# [WORK INSTRUCTIONS]
Identify the lines that contain the word "this", then copy them.
..............................
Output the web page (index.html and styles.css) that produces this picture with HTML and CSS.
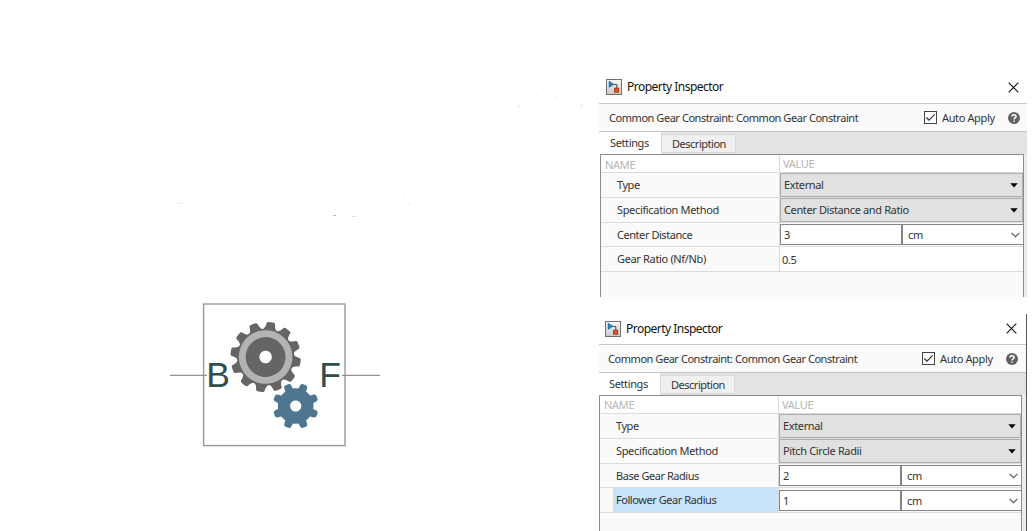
FILE: index.html
```html
<!DOCTYPE html>
<html lang="en">
<head>
<meta charset="utf-8">
<title>Common Gear Constraint</title>
<link rel="stylesheet" href="styles.css">
</head>
<body>
<svg class="symbols" width="0" height="0" aria-hidden="true">
  <symbol id="app" viewBox="0 0 16 16">
    <linearGradient id="appbg" x2="0" y2="1"><stop stop-color="#f8f8f8"/><stop offset="1" stop-color="#c9c9c9"/></linearGradient>
    <rect x=".5" y=".5" width="15" height="15" fill="url(#appbg)" stroke="#6f6f6f"/>
    <path d="M3 2.2L8.2 5.3L3 8.4z" fill="#2383b9" stroke="#17638f" stroke-width=".5"/>
    <path d="M8.3 5.5H10.8V9" fill="none" stroke="#444"/>
    <rect x="8.6" y="9.2" width="4" height="4" fill="#d9532b" stroke="#a83c18"/>
  </symbol>
  <symbol id="close" viewBox="0 0 11 11"><path d="M.7.7L10.3 10.3M10.3.7L.7 10.3" stroke="#111" stroke-width="1.1"/></symbol>
  <symbol id="check" viewBox="0 0 13 13"><rect x=".5" y=".5" width="12" height="12" fill="#fff" stroke="#444"/><path d="M2.3 6.5L5 9.2L10.7 3.4" fill="none" stroke="#333" stroke-width="1.2"/></symbol>
  <symbol id="help" viewBox="0 0 12 12"><circle cx="6" cy="6" r="6" fill="#626262"/><path d="M4 4.6C4 2.2 8 2.2 8 4.5C8 5.9 6.1 5.9 6.1 7.4M6.1 8.4V9.8" fill="none" stroke="#fff" stroke-width="1.5"/></symbol>
  <symbol id="tri" viewBox="0 0 8 5"><path d="M.3.3H7.7L4 4.6z" fill="#000"/></symbol>
  <symbol id="chev" viewBox="0 0 9 6"><path d="M.6.8L4.5 4.7L8.4.8" fill="none" stroke="#555" stroke-width="1.1"/></symbol>
</svg>
<main class="page">
  <svg class="diagram" width="599" height="531" viewBox="0 0 599 531">
    <g fill="#ddd">
      <rect x="177" y="203" width="6" height="1" fill="#eee"/><rect x="333" y="215" width="3" height="1" fill="#bbb"/><rect x="352" y="216" width="4" height="1"/>
      <rect x="403" y="195" width="1" height="1"/><rect x="408" y="203" width="1" height="1"/><rect x="518" y="75" width="1" height="1"/>
      <rect x="542" y="88" width="1" height="1"/><rect x="518" y="106" width="2" height="1"/><rect x="530" y="104" width="1" height="1"/>
      <rect x="556" y="96" width="1" height="1"/><rect x="569" y="92" width="1" height="1"/><rect x="581" y="105" width="1" height="2"/>
    </g>
    <rect x="203.6" y="304" width="141.4" height="141.6" fill="#fff" stroke="#999" stroke-width="1.4"/>
    <path d="M170 375.4H207M342 375.4H380" stroke="#929292" stroke-width="1.4"/>
    <text class="port" x="206.3" y="387.3">B</text>
    <text class="port" x="319.3" y="387.3">F</text>
    <defs>
      <path id="tooth" d="M-6.2 -28C-5 -29.5 -4.7 -31 -4.3 -33.7Q-4 -35 -2.8 -35.1Q0 -35.4 2.8 -35.1Q4 -35 4.3 -33.7C4.7 -31 5 -29.5 6.2 -28L5 -25H-5z"/>
      <path id="tooth8" d="M-4.2 -16.5L-3.7 -21.2Q-3.4 -22.7 -2.2 -22.9Q0 -23.3 2.2 -22.9Q3.4 -22.7 3.7 -21.2L4.2 -16.5L4 -14H-4z"/>
    </defs>
    <g transform="translate(265.6 357) rotate(9)" fill="#656565">
      <circle r="28.6"/>
      <use href="#tooth"/><use href="#tooth" transform="rotate(30)"/><use href="#tooth" transform="rotate(60)"/><use href="#tooth" transform="rotate(90)"/><use href="#tooth" transform="rotate(120)"/><use href="#tooth" transform="rotate(150)"/><use href="#tooth" transform="rotate(180)"/><use href="#tooth" transform="rotate(210)"/><use href="#tooth" transform="rotate(240)"/><use href="#tooth" transform="rotate(270)"/><use href="#tooth" transform="rotate(300)"/><use href="#tooth" transform="rotate(330)"/>
      <circle r="26.8" fill="#b3b3b3"/><circle r="19.9"/><circle r="6.3" fill="#fff"/>
    </g>
    <g transform="translate(295.7 406) rotate(22.5)" fill="#4e7690">
      <circle r="17.8"/>
      <use href="#tooth8"/><use href="#tooth8" transform="rotate(45)"/><use href="#tooth8" transform="rotate(90)"/><use href="#tooth8" transform="rotate(135)"/><use href="#tooth8" transform="rotate(180)"/><use href="#tooth8" transform="rotate(225)"/><use href="#tooth8" transform="rotate(270)"/><use href="#tooth8" transform="rotate(315)"/>
      <circle r="5.6" fill="#fff"/>
    </g>
  </svg>
  <div class="column">
    <section class="panel first">
      <header class="title"><svg class="app"><use href="#app"/></svg><span>Property Inspector</span><svg class="close"><use href="#close"/></svg></header>
      <div class="block"><span class="blockname">Common Gear Constraint: Common Gear Constraint</span><svg class="check"><use href="#check"/></svg><span class="auto">Auto Apply</span><svg class="help"><use href="#help"/></svg></div>
      <nav class="tabs"><span class="tab active">Settings</span><span class="tab other">Description</span></nav>
      <div class="table">
        <div class="row head"><span class="name">NAME</span><span class="value">VALUE</span></div>
        <div class="row"><span class="name">Type</span><div class="value"><div class="select"><span>External</span><svg class="tri"><use href="#tri"/></svg></div></div></div>
        <div class="row"><span class="name spec">Specification Method</span><div class="value"><div class="select"><span>Center Distance and Ratio</span><svg class="tri"><use href="#tri"/></svg></div></div></div>
        <div class="row"><span class="name">Center Distance</span><div class="value"><div class="input">3</div><div class="unit"><span>cm</span><svg class="chev"><use href="#chev"/></svg></div></div></div>
        <div class="row"><span class="name spec">Gear Ratio (Nf/Nb)</span><div class="value plain">0.5</div></div>
      </div>
    </section>
    <section class="panel second">
      <header class="title"><svg class="app"><use href="#app"/></svg><span>Property Inspector</span><svg class="close"><use href="#close"/></svg></header>
      <div class="block"><span class="blockname">Common Gear Constraint: Common Gear Constraint</span><svg class="check"><use href="#check"/></svg><span class="auto">Auto Apply</span><svg class="help"><use href="#help"/></svg></div>
      <nav class="tabs"><span class="tab active">Settings</span><span class="tab other">Description</span></nav>
      <div class="table">
        <div class="row head"><span class="name">NAME</span><span class="value">VALUE</span></div>
        <div class="row"><span class="name">Type</span><div class="value"><div class="select"><span>External</span><svg class="tri"><use href="#tri"/></svg></div></div></div>
        <div class="row"><span class="name spec">Specification Method</span><div class="value"><div class="select"><span>Pitch Circle Radii</span><svg class="tri"><use href="#tri"/></svg></div></div></div>
        <div class="row"><span class="name">Base Gear Radius</span><div class="value"><div class="input">2</div><div class="unit"><span>cm</span><svg class="chev"><use href="#chev"/></svg></div></div></div>
        <div class="row"><span class="name selected">Follower Gear Radius</span><div class="value"><div class="input">1</div><div class="unit"><span>cm</span><svg class="chev"><use href="#chev"/></svg></div></div></div>
      </div>
    </section>
  </div>
</main>
</body>
</html>
```
FILE: styles.css
```css
* { box-sizing: border-box; }
body { margin: 0; background: #fff; overflow: hidden; font: 11px/16px "Noto Sans", "Open Sans", sans-serif; letter-spacing: -0.37px; color: #333; white-space: nowrap; }
svg { display: block; flex: none; }
.symbols { position: absolute; }
.page { display: flex; width: 1032px; height: 531px; }
.port { font: 35.5px "Liberation Sans", Arial, sans-serif; letter-spacing: 0; fill: #2f4f4f; }
.column { display: flex; flex-direction: column; width: 433px; padding-top: 70px; }
.panel { display: flex; flex-direction: column; width: 428px; }
.first { height: 227px; }
.second { height: 217px; margin-top: 17px; border-right: 1px solid #555; }
.title { display: flex; align-items: center; height: 33px; padding: 1px 8px 0 7px; font-size: 12px; letter-spacing: -0.52px; color: #111; }
.second .title { height: 30px; padding: 0 9px 1px 6px; }
.app { width: 16px; height: 16px; margin-right: 5px; }
.close { width: 11px; height: 11px; margin-left: auto; }
.block { display: flex; align-items: center; height: 29px; padding: 0 7px 0 10px; border-top: 1px solid #c9c9c9; border-bottom: 1px solid #c6c6c6; background: #fafafa; }
.blockname { letter-spacing: -0.45px; }
.second .block { padding: 0 8px 0 9px; }
.check { width: 13px; height: 13px; margin-left: auto; margin-right: 5px; }
.auto { width: 66px; }
.help { width: 12px; height: 12px; }
.tabs { display: flex; height: 22px; background: #e3e3e3; }
.tab { height: 22px; line-height: 21px; }
.active { width: 62px; padding-left: 11px; background: #fff; }
.other { width: 75px; height: 19px; margin-top: 2px; padding-left: 10px; border: 1px solid #d9d9d9; background: #f0f0f0; line-height: 18px; letter-spacing: -0.48px; }
.second .active { padding-left: 10px; width: 61px; }
.table { flex: 1; width: 424px; margin-left: 1px; border: 1px solid #8a8c94; border-width: 1px 1px 0; background: #fafafa; }
.first .table { box-shadow: 3px 0 #ececec; }
.second .table { width: 423px; margin-left: 0; box-shadow: 4px 0 #ececec; }
.row { display: flex; height: 24.8px; border-bottom: 1px solid #dcdcdc; }
.head { height: 18px; background: #fff; color: #b5b5b5; line-height: 19px; }
.name { width: 179px; padding-left: 16px; border-right: 1px solid #dcdcdc; line-height: 24px; letter-spacing: -0.45px; }
.spec { letter-spacing: -0.34px; }
.head .name { padding-left: 4px; line-height: 19px; letter-spacing: -0.3px; }
.second .name { line-height: 23px; }
.second .head .name { line-height: 18px; }
.value { display: flex; flex: 1; align-items: center; }
.head .value { padding-left: 3px; }
.second .name.selected { margin-left: 13px; width: 166px; padding-left: 3px; background: #c9e3fa; }
.select { display: flex; align-items: center; width: 100%; height: 100%; padding: 1px 4px 0 3px; border: 1px solid #adadad; background: #e1e1e1; }
.tri { width: 8px; height: 5px; margin-left: auto; }
.input { width: 122px; height: 21px; padding-left: 3px; border: 1px solid #858585; background: #fff; line-height: 20px; }
.unit { display: flex; flex: 1; align-items: center; height: 21px; padding: 1px 3px 0 5px; border: 1px solid #858585; border-right: 0; background: #fff; }
.chev { width: 9px; height: 6px; margin-left: auto; }
.plain { padding: 1px 0 0 2px; background: #fff; }
```
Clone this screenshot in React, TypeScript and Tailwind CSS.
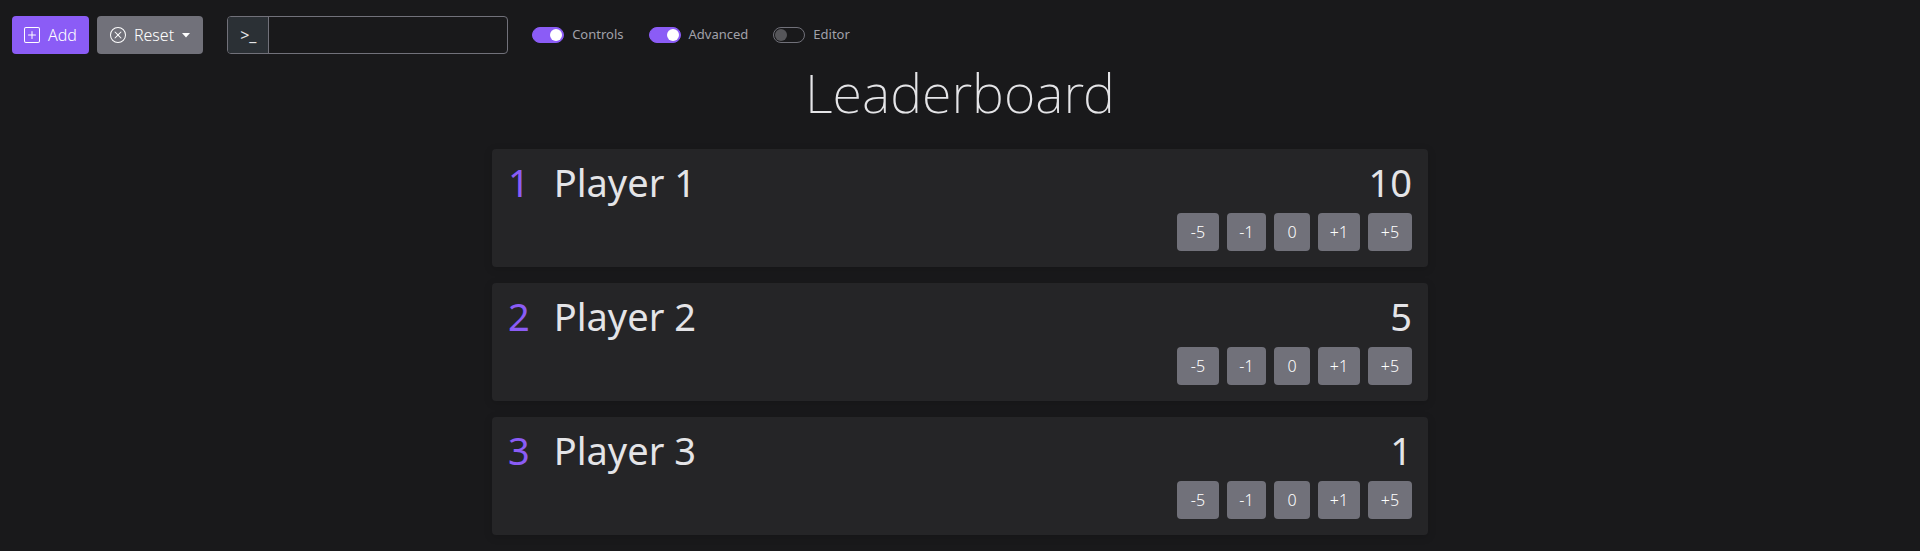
..............................
# [WRITTEN ANSWER]
Output the web page (index.html and styles.css) that produces this picture with HTML and CSS.
Clone this screenshot in React, TypeScript and Tailwind CSS.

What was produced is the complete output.